* START *
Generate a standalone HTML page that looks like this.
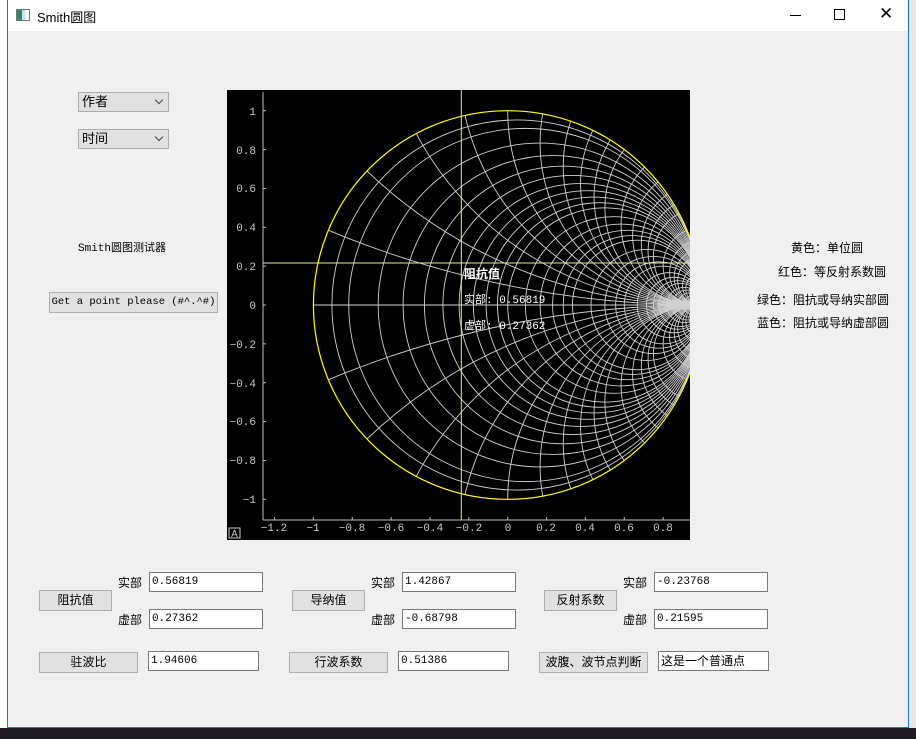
* END *
* START *
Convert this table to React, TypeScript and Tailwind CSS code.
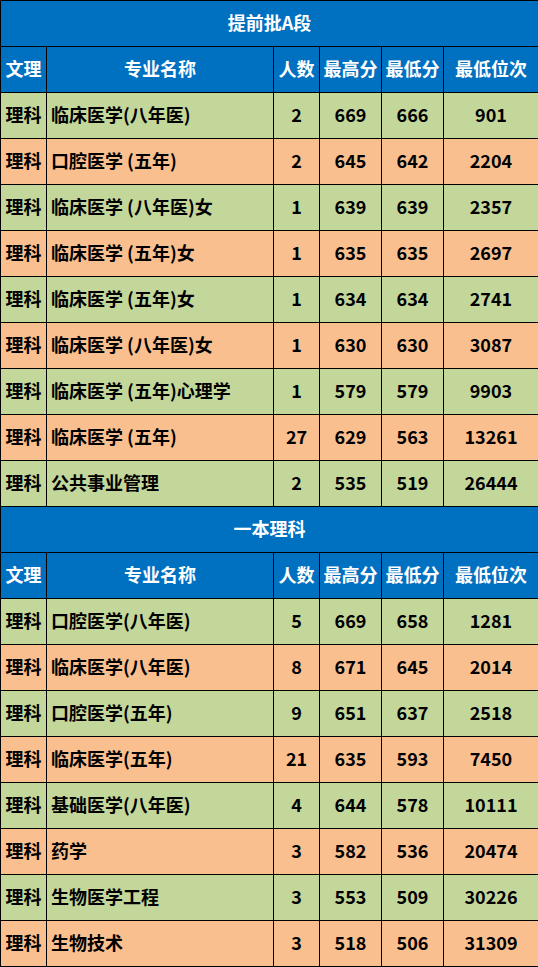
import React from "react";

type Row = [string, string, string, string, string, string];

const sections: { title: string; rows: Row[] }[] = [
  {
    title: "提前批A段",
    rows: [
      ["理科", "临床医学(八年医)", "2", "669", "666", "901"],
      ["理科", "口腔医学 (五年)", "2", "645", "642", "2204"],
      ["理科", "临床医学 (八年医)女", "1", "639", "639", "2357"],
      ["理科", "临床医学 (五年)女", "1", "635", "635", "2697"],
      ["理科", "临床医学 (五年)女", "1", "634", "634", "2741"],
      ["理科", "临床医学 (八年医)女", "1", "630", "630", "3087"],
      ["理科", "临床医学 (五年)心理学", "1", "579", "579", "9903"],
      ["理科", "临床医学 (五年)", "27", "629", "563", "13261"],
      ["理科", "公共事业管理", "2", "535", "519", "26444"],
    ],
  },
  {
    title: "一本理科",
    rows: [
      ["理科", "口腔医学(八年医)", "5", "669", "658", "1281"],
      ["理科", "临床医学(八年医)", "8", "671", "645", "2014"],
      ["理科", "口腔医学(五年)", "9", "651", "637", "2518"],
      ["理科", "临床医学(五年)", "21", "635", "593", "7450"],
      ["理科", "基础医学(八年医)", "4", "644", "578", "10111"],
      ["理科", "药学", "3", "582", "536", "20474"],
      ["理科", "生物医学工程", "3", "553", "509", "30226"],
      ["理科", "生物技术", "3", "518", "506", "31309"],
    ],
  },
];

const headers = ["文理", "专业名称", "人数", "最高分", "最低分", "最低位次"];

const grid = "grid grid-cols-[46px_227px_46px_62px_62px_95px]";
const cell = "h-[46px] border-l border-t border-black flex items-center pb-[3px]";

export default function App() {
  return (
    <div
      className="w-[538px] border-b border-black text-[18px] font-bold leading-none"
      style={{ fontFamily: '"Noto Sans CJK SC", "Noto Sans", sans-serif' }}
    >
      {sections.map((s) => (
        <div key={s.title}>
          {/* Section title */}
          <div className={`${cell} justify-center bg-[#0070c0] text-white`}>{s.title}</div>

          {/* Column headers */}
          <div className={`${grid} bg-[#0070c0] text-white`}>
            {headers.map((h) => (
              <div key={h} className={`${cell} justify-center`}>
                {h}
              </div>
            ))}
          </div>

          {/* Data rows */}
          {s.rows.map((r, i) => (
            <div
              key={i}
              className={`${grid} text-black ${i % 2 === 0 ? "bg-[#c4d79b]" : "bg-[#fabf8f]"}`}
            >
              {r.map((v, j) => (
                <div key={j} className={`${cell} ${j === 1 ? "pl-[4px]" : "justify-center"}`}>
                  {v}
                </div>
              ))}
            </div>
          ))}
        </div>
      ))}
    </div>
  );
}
* END *
* START *
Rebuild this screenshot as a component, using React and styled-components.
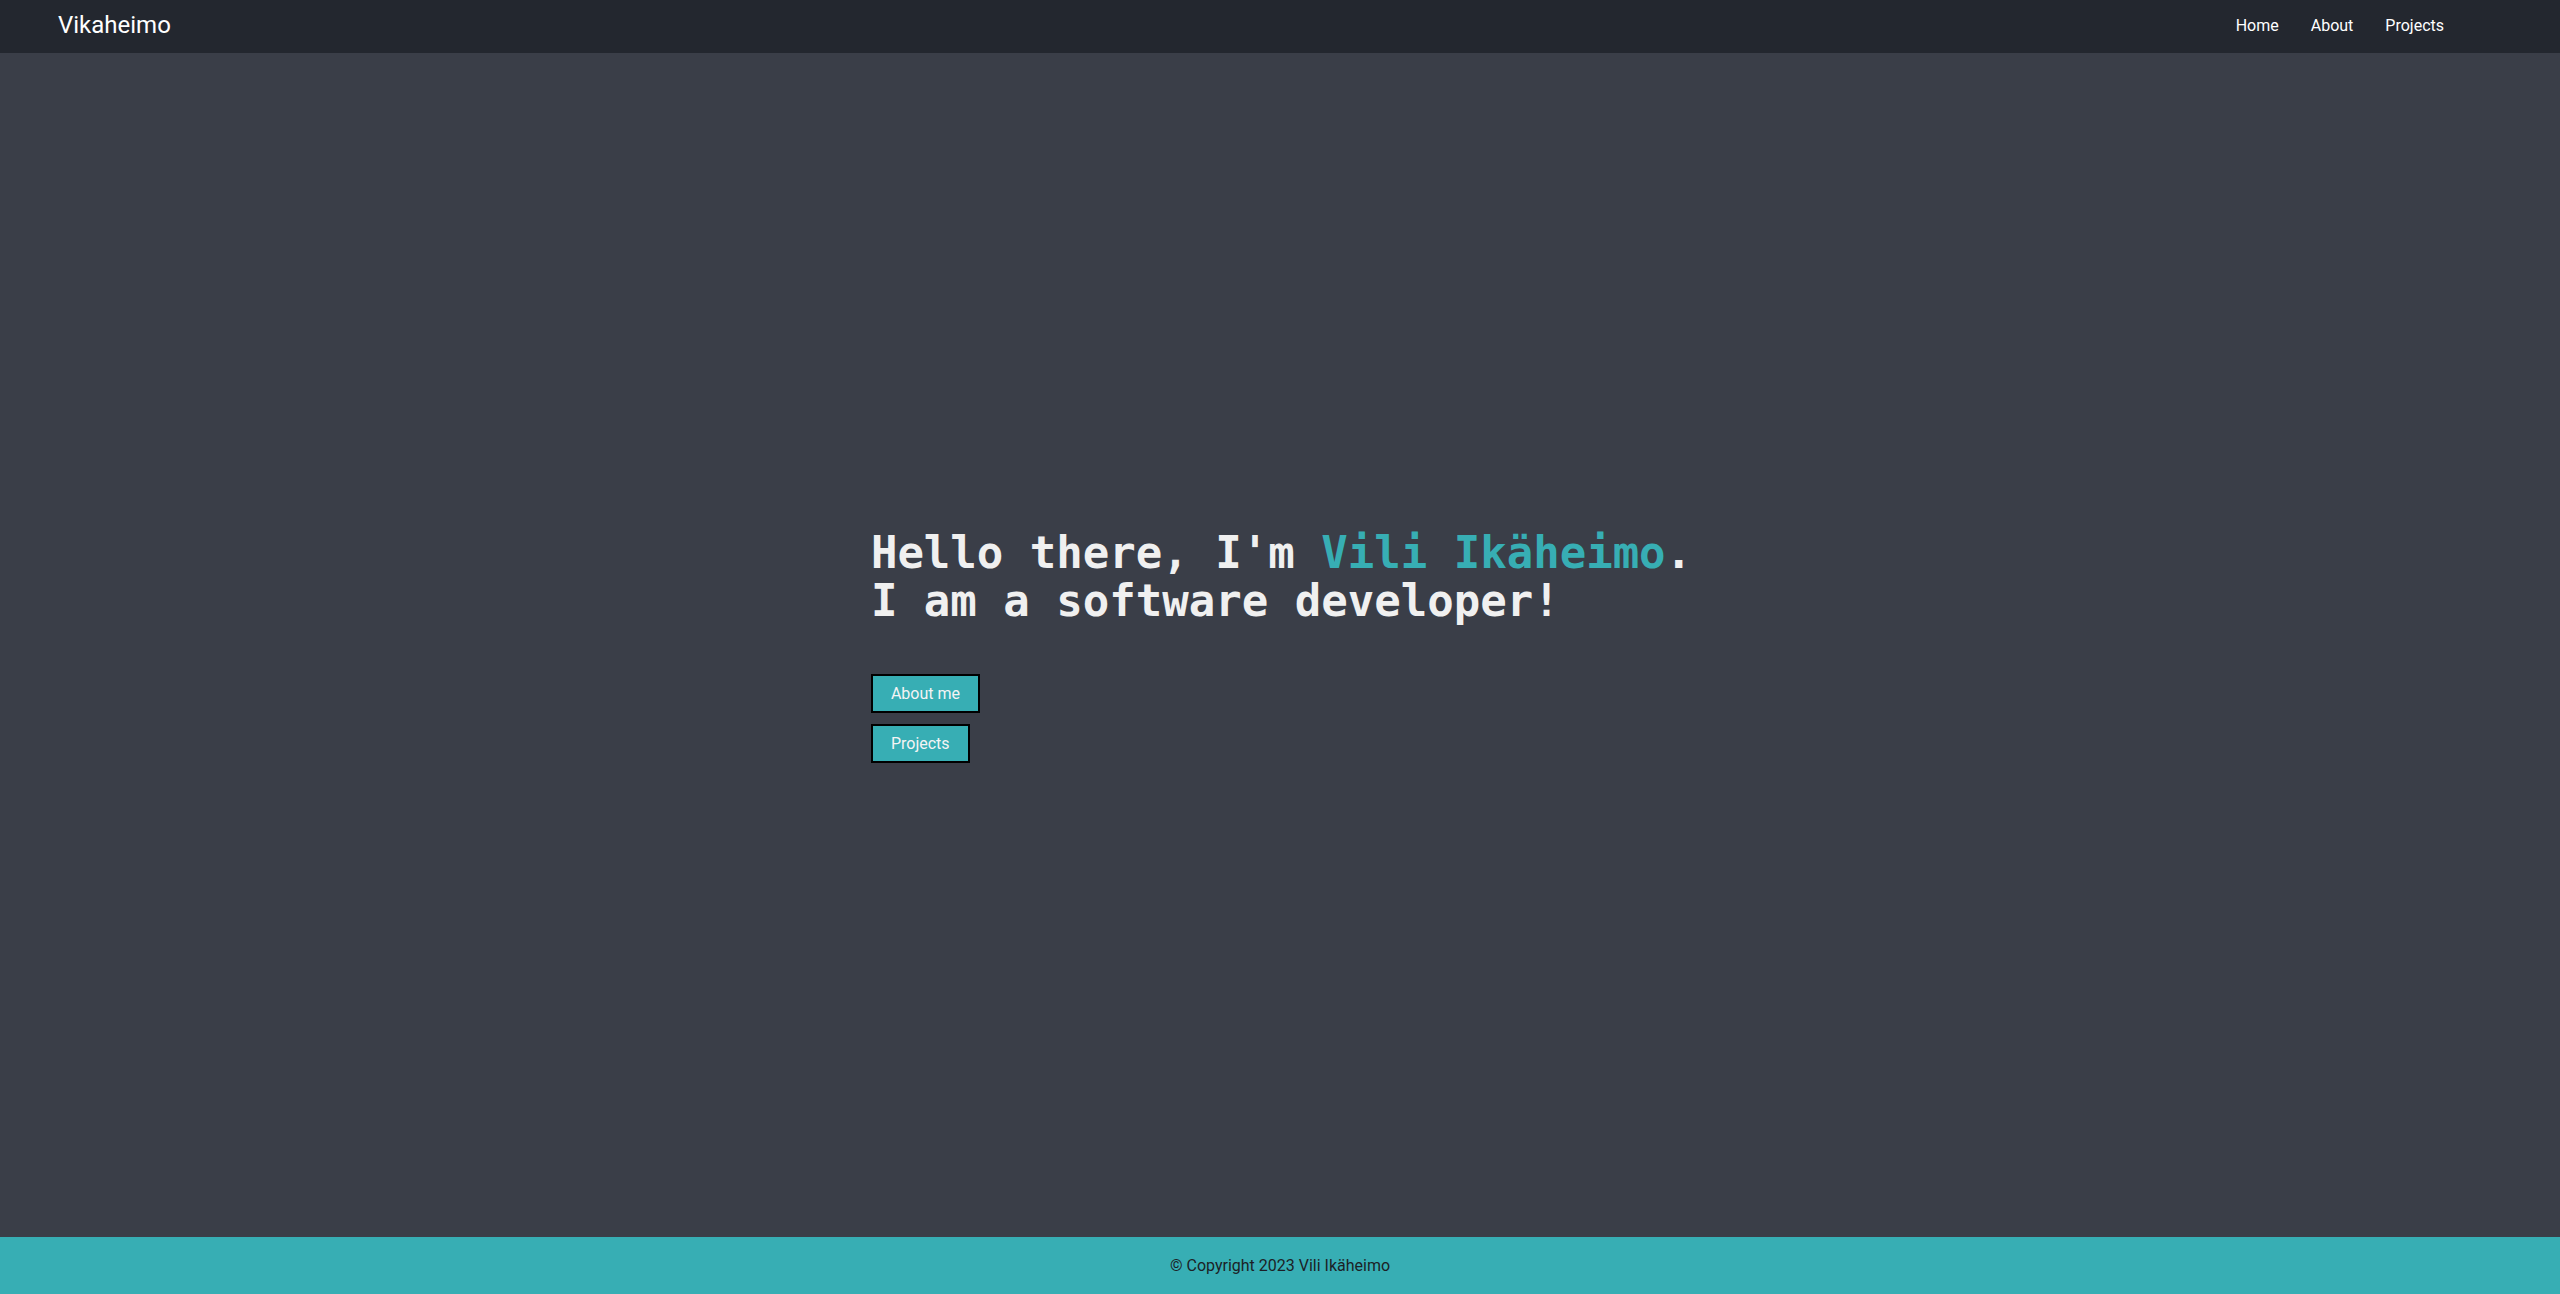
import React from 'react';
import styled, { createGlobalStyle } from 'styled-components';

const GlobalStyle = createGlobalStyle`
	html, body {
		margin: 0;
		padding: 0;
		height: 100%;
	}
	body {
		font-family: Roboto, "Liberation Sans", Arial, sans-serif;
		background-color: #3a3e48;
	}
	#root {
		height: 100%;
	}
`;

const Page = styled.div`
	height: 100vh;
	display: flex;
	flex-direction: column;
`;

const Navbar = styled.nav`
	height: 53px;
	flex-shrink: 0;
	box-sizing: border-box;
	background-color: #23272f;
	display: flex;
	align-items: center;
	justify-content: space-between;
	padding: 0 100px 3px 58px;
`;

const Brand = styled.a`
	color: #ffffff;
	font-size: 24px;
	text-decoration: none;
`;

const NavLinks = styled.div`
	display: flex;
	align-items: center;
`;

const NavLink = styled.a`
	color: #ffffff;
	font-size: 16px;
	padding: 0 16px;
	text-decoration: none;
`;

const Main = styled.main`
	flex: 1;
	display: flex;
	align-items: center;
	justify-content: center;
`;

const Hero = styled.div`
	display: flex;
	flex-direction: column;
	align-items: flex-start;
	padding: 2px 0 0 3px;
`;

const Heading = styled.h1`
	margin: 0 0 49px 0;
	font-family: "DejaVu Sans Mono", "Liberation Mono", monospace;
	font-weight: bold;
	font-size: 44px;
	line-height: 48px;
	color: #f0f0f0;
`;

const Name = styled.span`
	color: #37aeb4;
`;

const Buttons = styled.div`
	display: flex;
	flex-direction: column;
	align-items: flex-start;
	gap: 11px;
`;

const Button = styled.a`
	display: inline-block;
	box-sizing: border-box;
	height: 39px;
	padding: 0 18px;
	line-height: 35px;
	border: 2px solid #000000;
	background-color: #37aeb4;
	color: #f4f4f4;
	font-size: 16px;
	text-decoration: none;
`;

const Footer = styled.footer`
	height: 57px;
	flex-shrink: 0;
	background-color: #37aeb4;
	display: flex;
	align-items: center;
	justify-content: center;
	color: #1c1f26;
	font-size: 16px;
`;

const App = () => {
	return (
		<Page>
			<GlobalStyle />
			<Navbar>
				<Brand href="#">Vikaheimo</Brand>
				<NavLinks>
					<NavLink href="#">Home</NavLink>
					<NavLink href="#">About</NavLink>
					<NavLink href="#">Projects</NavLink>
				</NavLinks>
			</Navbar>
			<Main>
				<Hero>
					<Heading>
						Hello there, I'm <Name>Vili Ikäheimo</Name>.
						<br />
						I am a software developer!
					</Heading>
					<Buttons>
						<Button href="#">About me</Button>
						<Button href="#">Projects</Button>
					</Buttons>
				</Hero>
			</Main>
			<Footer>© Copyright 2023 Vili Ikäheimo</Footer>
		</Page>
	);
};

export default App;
* END *
- **SET EXERCISE**: Look above for the line with "Convert this table"; quote it and every line after it, stopping after the line with "type Row = [string, string, string, string, string, string];", exactly, with nothing added and without pictures.

- **CORRECT RESULT**:
Convert this table to React, TypeScript and Tailwind CSS code.
import React from "react";

type Row = [string, string, string, string, string, string];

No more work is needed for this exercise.